The problem: Search the data below for the word "styles" and copy each line that holds it.
--- start of Records provided ---
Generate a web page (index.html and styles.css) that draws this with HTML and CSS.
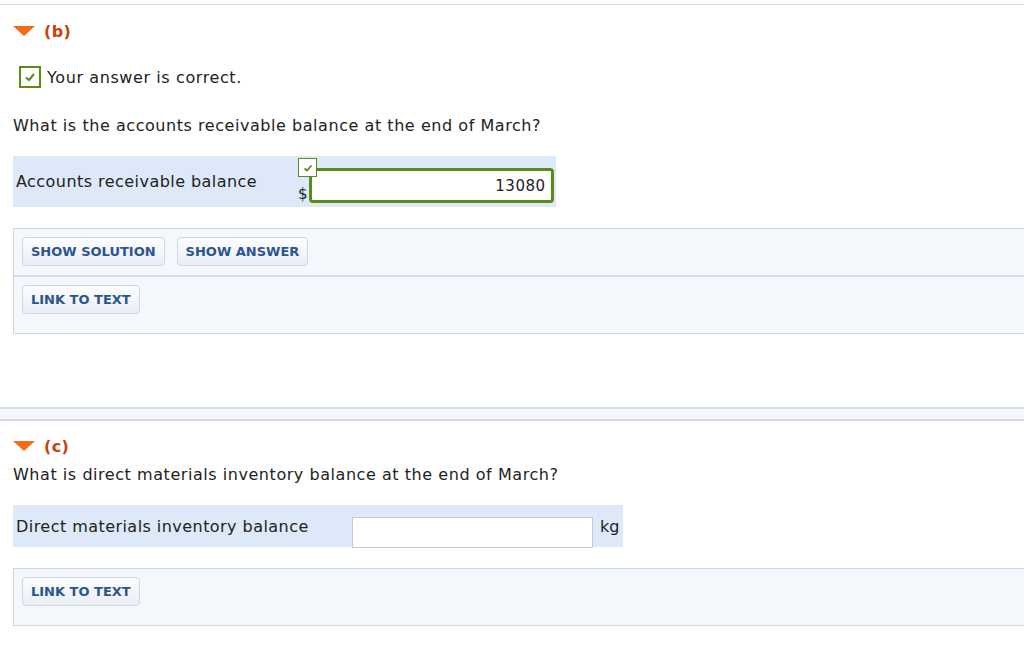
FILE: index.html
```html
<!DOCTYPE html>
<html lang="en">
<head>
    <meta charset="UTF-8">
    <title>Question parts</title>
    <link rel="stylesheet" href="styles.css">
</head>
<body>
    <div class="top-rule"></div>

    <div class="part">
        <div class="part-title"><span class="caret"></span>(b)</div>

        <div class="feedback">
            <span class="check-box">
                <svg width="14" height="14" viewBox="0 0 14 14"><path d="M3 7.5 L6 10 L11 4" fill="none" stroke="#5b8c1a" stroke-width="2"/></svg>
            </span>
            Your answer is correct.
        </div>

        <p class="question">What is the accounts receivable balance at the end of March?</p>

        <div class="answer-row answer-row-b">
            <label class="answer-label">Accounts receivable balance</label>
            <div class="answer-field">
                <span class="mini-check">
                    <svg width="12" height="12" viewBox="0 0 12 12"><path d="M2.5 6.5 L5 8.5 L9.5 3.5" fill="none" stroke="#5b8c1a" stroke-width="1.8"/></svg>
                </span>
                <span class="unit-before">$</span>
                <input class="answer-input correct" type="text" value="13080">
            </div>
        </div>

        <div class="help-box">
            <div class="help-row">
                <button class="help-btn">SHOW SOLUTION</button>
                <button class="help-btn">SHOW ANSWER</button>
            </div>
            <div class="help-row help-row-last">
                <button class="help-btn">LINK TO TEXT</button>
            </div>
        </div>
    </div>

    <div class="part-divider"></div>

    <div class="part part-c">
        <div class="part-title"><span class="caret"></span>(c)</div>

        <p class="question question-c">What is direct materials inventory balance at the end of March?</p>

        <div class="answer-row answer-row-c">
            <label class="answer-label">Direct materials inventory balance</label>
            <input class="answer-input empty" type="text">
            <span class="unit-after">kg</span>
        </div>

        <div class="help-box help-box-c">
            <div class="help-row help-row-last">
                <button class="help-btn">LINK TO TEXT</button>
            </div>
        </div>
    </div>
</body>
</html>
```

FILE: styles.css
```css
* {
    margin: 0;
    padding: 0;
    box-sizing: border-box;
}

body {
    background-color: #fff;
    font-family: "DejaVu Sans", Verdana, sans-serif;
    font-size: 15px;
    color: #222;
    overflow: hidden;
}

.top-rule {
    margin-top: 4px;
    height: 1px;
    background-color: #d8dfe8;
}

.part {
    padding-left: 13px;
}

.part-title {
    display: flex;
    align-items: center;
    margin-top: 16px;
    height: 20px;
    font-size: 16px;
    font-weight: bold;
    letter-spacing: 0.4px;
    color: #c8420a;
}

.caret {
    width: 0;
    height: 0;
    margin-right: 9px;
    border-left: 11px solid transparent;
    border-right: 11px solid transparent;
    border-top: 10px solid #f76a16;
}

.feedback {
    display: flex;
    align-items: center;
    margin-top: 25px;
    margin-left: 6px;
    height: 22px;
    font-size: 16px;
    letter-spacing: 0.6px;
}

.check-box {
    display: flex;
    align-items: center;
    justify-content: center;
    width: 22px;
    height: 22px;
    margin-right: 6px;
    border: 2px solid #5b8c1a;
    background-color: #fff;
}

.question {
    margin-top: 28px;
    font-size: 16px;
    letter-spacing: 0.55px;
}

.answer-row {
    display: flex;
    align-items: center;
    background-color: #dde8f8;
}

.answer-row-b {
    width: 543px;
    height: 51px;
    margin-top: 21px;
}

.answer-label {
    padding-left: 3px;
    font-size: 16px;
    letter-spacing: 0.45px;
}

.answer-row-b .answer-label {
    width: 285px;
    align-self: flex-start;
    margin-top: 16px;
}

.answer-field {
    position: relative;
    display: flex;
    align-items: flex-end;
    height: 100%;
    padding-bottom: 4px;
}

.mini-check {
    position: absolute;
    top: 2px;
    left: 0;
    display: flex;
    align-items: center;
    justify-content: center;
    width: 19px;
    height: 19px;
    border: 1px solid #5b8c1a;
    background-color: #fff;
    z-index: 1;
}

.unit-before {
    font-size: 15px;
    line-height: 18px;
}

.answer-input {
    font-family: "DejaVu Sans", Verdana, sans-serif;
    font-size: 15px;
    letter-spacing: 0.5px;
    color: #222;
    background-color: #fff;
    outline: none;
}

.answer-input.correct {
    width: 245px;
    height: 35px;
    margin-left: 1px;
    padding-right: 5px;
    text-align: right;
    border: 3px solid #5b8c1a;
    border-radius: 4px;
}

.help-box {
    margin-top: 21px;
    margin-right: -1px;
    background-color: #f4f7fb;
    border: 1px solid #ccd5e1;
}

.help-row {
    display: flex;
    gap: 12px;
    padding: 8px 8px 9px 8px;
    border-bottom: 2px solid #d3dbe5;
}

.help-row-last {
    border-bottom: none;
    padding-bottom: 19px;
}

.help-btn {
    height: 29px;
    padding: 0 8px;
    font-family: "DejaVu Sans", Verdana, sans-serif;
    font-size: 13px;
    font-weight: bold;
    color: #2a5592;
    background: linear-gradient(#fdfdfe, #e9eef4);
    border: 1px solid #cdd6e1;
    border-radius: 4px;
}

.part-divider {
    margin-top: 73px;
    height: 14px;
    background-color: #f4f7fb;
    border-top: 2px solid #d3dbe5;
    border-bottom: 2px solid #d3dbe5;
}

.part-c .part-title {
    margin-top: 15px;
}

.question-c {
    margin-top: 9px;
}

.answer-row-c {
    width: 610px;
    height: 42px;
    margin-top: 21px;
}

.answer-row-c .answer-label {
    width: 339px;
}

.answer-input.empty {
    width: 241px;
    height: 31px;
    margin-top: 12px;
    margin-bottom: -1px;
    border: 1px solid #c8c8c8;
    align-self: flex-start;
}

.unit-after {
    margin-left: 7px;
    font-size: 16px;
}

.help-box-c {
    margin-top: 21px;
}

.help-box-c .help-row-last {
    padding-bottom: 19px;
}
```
--- end of Records provided ---
--- start of Records provided ---
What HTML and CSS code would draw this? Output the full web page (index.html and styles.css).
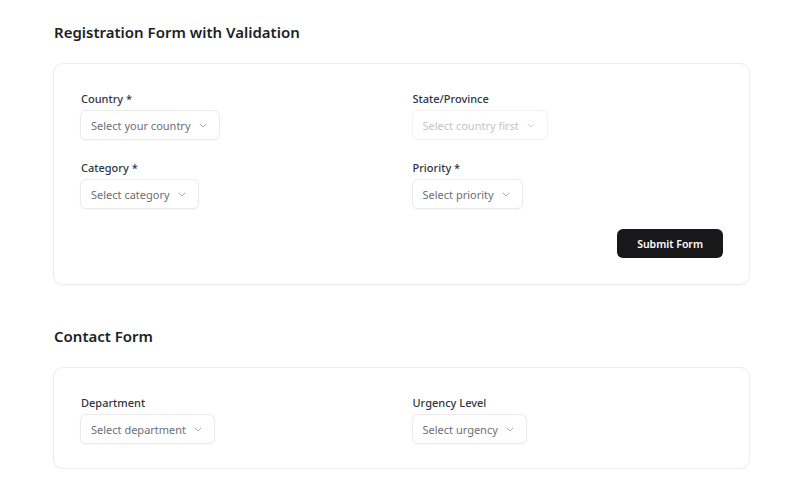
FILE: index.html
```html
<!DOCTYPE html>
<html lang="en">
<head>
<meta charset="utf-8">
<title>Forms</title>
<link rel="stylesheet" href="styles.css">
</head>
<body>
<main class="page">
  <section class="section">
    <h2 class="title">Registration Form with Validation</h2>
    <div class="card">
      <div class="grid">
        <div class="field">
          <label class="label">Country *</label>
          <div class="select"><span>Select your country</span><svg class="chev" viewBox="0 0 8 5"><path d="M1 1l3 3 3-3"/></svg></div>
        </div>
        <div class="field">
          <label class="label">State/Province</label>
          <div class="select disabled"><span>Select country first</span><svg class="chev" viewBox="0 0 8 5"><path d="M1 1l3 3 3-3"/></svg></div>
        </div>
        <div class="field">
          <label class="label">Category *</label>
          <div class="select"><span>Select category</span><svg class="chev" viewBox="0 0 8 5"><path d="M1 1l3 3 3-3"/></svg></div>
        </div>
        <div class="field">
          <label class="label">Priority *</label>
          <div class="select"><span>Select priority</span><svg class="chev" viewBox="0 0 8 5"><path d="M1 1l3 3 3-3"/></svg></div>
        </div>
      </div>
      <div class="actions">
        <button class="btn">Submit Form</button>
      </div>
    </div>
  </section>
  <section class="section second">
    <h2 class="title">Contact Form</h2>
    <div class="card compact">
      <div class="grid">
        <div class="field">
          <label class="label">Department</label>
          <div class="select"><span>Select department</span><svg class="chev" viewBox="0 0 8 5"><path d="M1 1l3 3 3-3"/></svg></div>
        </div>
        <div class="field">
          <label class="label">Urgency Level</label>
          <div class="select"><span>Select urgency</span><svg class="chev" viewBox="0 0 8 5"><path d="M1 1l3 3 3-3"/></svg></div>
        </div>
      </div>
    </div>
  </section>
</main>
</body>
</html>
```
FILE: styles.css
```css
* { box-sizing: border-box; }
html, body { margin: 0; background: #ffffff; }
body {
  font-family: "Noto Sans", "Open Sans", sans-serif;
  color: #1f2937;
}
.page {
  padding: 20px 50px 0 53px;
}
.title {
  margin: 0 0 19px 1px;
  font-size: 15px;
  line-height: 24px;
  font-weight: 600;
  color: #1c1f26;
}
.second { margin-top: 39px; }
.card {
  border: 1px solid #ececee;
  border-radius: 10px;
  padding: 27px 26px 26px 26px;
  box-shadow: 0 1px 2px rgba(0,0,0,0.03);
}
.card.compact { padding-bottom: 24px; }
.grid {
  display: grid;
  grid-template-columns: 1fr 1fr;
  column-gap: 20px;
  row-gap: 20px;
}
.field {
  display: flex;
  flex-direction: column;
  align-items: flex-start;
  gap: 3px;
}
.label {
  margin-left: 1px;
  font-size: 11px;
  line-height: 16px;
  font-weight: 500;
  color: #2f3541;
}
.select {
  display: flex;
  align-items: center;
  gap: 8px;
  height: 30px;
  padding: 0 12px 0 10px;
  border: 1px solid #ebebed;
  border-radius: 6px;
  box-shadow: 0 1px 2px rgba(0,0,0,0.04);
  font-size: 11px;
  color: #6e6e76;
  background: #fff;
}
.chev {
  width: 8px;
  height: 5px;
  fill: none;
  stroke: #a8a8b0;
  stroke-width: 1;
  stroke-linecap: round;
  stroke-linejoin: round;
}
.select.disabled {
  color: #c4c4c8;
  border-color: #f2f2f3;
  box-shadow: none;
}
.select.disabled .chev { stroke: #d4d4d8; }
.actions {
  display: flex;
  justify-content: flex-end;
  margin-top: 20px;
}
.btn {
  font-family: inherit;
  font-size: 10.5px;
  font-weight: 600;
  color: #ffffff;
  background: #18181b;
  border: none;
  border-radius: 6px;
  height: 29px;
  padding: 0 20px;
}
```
--- end of Records provided ---
Full response:
Generate a web page (index.html and styles.css) that draws this with HTML and CSS.
    <link rel="stylesheet" href="styles.css">
FILE: styles.css
What HTML and CSS code would draw this? Output the full web page (index.html and styles.css).
<link rel="stylesheet" href="styles.css">
FILE: styles.css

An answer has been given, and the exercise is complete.